The feeling started to unravel a little during Bush’s speech that evening when he declared a war against terrorism. It’s like a war against shadows. No matter how much light you cast, shadows will always exist. And one of my initial concerns was that the name “terrorist” is prejudiced, since other terms like “freedom fighters” can often describe the same group (this ended up not being a problem: al Qaeda and now ISIS are so obviously terrorist groups this doesn’t apply). I would have felt more comfortable if Bush declared a specific target instead of a nameless entity that would constantly replicate no matter many times you defeated it. But I knew he had to do something, so it wasn’t the end of the world.
The feeling continued to fray as more evidence came out about the attackers being Muslim and suddenly it was okay to discriminate against Muslims. I also heard absolute outrage on the part of many Americans that anyone would dare attack America when we would never attack them. This was just wrong to me.
My freshman year in high school, I had an exceptional world history teacher who had us write a detailed, multi-page report on the Middle East, including an explanation of the difference between Sunni and Shi’ite Muslims, so I knew I had a better grasp on the Middle East than most students my age. I didn’t realize I had a better grasp of Middle Eastern politics in general than most Americans. I don’t think most Americans knew we were still very actively involved in the Middle East and that US airstrikes killed quite a lot of civilians in addition to intended targets. America obviously didn’t deserve 9/11, but saying no one had any reason to hate America is ignorant.

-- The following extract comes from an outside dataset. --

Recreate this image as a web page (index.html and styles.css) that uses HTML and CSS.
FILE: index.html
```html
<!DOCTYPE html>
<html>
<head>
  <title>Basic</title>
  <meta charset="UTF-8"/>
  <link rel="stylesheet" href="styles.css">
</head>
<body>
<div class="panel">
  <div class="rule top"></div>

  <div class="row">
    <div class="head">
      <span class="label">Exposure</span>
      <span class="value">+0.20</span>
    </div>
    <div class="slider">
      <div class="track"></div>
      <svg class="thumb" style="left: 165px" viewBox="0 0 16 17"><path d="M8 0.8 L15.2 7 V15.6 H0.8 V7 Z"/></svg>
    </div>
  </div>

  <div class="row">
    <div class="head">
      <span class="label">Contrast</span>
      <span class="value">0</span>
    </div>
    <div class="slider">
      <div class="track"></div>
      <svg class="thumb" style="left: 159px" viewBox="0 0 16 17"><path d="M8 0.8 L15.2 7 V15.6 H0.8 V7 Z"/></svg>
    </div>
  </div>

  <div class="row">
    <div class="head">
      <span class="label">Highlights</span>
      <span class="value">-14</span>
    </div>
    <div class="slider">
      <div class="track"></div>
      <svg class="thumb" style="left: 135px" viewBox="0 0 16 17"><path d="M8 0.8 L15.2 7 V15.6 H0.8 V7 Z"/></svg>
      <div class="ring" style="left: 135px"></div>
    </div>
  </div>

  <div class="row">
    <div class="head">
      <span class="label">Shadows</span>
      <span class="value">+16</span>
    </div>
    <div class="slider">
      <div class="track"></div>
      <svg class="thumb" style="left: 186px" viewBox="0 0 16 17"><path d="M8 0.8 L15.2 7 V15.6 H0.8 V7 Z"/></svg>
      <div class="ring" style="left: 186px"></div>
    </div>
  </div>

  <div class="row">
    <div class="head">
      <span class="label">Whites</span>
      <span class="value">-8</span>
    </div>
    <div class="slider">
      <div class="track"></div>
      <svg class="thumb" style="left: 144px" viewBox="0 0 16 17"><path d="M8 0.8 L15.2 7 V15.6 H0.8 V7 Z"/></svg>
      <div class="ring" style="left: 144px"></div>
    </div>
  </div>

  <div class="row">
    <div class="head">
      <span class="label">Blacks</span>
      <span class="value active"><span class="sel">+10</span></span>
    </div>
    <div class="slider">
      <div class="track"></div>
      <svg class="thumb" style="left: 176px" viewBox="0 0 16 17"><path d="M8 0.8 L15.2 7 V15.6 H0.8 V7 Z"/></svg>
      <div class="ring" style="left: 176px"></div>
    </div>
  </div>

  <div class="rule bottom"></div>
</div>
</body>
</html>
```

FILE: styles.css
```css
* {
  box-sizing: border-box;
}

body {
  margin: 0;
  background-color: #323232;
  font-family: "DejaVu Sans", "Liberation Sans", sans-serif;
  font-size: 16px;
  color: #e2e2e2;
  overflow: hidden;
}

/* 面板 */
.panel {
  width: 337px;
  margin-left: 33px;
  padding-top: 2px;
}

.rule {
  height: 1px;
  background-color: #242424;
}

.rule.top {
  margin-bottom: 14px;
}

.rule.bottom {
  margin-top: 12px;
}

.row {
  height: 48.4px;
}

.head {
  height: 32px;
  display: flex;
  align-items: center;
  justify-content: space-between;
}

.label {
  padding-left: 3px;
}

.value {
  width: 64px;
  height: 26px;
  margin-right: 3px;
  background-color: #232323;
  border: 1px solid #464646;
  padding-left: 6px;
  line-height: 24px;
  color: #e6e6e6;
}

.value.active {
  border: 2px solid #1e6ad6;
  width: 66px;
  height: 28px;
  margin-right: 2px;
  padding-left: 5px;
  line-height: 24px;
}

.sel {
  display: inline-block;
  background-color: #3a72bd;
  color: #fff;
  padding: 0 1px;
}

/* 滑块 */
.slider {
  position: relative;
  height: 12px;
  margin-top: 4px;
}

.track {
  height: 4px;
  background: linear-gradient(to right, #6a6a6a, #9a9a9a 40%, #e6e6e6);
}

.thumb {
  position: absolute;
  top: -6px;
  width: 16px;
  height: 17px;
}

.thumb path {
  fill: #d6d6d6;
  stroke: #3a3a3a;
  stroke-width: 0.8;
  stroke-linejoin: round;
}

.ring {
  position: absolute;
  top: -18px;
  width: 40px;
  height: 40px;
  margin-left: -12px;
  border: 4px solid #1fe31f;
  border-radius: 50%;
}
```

The feeling that I belonged in America and was united with her people completely unraveled on October 7 when Bush announced military action in Afghanistan. This was when I learned I’m a pacifist. I understood the necessity of this military action. We knew who was behind the attacks on 9/11 and we were going after him. This was a pretty good case for military action. Much better than the vague “war on terrorism” Bush had announced earlier. But while I thought war should be used in the gravest of situations with a solemn reverence for the lives about to be lost, everyone else just sounded delighted. People my age wanted to join up so they could kill Muslims. Not so they could protect the country. So that they could kill Muslims. This is a bit of an exaggeration: some said so they could kill terrorists. But in my opinion, joining an army with the explicit reason of wanting to kill is asking for war crimes.
After that announcement, I was no longer in-sync with America. People would be bubbling with excitement that we were finally going to “get the terrorists” and I would just be kind of sad that more people were going to die. It didn’t take long to resume my normal position of the loving but alienated American, which is where I would guess most Americans would place themselves.
For nearly a month, I was American. It was an incredible experience brought on by the most horrific event of modern American history. 9/11, combined with the many other emotional and physical blows I took during 2001, decisively destroyed my childhood, my sense of security, and my faith in humanity. But over time I’ve found new strengths to replace those that I lost, and though the world has become someplace unimaginable, I’m still me.
I don’t know who I would be if 9/11 hadn’t happened. I don’t know what the world would be like. 9/11 is intimately bound into every American’s identity now, whether you were alive at the time or born after. It is part of what defines us as a nation. And while some parts of American society still try to use 9/11 to divide us, we must always fight for that essential love that bound us together when the planes first crashed, when the towers first fell and there were no words. We must always be united in the face of hate. When we put aside our differences and come together as one, we are unstoppable.